Links found on the page, as absolute URLs.
#ok? ⇒ Boolean

Returns true if there are no errors.
#parsed_document ⇒ Object

Returns the whole parsed document.
#title ⇒ Object

Returns the parsed document title, from the content of the <title> tag.
#to_hash ⇒ Object

Returns all parsed data as a nested Hash.

Constructor Details

#initialize(url, options = {}) ⇒ `Scraper`

Initializes a new instance of MetaInspector, setting the URL to the one given Options:

> timeout: defaults to 20 seconds

> html_content_type_only: if an exception should be raised if request content-type is not text/html.

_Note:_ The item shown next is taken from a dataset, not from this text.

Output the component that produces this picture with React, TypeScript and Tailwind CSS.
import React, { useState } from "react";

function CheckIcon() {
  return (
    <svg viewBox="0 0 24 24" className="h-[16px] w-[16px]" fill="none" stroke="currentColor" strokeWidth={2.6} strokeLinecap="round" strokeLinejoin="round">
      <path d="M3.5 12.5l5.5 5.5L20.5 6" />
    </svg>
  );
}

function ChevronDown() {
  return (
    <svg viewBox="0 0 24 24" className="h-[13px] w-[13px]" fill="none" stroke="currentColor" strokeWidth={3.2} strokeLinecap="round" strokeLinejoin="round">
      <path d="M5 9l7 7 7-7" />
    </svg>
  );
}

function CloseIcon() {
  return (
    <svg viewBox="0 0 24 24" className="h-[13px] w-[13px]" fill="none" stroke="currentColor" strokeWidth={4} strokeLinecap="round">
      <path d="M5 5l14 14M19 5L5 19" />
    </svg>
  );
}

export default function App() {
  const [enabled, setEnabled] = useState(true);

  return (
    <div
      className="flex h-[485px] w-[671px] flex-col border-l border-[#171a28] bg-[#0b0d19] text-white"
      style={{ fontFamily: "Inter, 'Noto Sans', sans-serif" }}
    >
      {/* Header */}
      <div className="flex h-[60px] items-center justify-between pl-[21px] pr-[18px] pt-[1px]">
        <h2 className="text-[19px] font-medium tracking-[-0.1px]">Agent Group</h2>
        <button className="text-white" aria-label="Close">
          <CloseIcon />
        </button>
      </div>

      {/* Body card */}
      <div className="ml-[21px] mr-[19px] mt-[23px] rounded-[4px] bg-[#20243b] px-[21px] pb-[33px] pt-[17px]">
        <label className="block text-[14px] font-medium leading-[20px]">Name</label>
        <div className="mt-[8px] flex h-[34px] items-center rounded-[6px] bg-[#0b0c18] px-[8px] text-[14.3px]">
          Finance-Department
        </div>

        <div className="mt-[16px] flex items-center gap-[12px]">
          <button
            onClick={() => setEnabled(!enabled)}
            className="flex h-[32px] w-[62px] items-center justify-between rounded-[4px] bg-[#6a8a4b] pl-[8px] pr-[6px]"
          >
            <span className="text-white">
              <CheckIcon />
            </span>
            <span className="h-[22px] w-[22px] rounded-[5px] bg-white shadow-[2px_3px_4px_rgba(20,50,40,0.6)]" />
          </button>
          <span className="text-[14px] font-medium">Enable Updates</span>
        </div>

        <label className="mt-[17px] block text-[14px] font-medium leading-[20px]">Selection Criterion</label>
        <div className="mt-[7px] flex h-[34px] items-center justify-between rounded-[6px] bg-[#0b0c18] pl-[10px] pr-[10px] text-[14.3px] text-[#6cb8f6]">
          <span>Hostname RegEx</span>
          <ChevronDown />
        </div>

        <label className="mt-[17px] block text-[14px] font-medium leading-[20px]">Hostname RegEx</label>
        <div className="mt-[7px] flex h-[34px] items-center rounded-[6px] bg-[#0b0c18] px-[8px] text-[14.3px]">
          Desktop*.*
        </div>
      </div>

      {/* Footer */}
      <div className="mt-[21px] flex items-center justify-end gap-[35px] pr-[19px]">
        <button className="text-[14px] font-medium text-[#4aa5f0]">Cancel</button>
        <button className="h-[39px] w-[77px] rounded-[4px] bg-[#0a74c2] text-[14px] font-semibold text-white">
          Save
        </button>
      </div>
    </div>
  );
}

Defaults to false

> allow_redirections: when :safe, allows HTTP => HTTPS redirections. When :all, it also allows HTTPS => HTTP

> document: the html of the url as a string

> verbose: if the errors should be logged to the screen

# File 'lib/meta_inspector/scraper.rb', line 23

def initialize(url, options = {})
  options   = defaults.merge(options)

  @url      = with_default_scheme(normalize_url(url))
  @scheme   = URI.parse(@url).scheme
  @host     = URI.parse(@url).host
  @root_url = "#{@scheme}://#{@host}/"
  @timeout  = options[:timeout]
  @data     = Hashie::Rash.new
  @errors   = []
  @html_content_only  = options[:html_content_only]
  @allow_redirections = options[:allow_redirections]
  @verbose            = options[:verbose]
  @document           = options[:document]
end

Dynamic Method Handling

This class handles dynamic methods through the method_missing method

#method_missing(method_name) ⇒ `Object` (private)

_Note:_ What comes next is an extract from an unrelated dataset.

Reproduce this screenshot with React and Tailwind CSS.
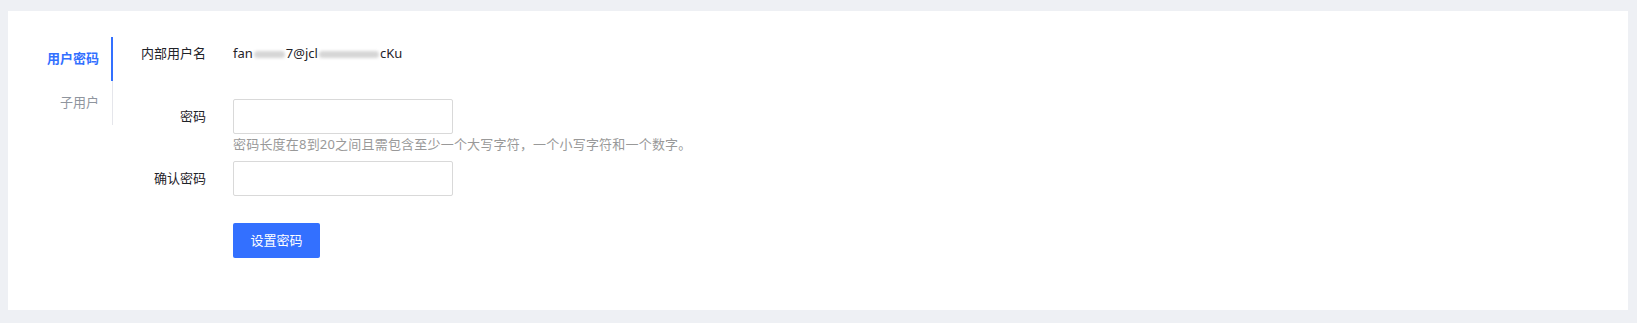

Scrapers for all meta_tags in the form of “meta_name” are automatically defined. This has been tested for meta name: keywords, description, robots, generator meta http-equiv: content-language, Content-Type

It will first try with meta name=“…” and if nothing found, with meta http-equiv=“…”, substituting “_” by “-” TODO: define respond_to? to return true on the meta_name methods

# File 'lib/meta_inspector/scraper.rb', line 152

def method_missing(method_name)
  if method_name.to_s =~ /^meta_(.*)/
    key = $1

  #special treatment for opengraph (og:) and twitter card (twitter:) tags
  key.gsub!("_",":") if key =~ /^og_(.*)/ || key =~ /^twitter_(.*)/

    scrape_meta_data

    @data.meta.name && (@data.meta.name[key.downcase]) || (@data.meta.property && @data.meta.property[key.downcase])
  else
    super
  end
end

Instance Attribute Details

#allow_redirections ⇒ `Object` (readonly)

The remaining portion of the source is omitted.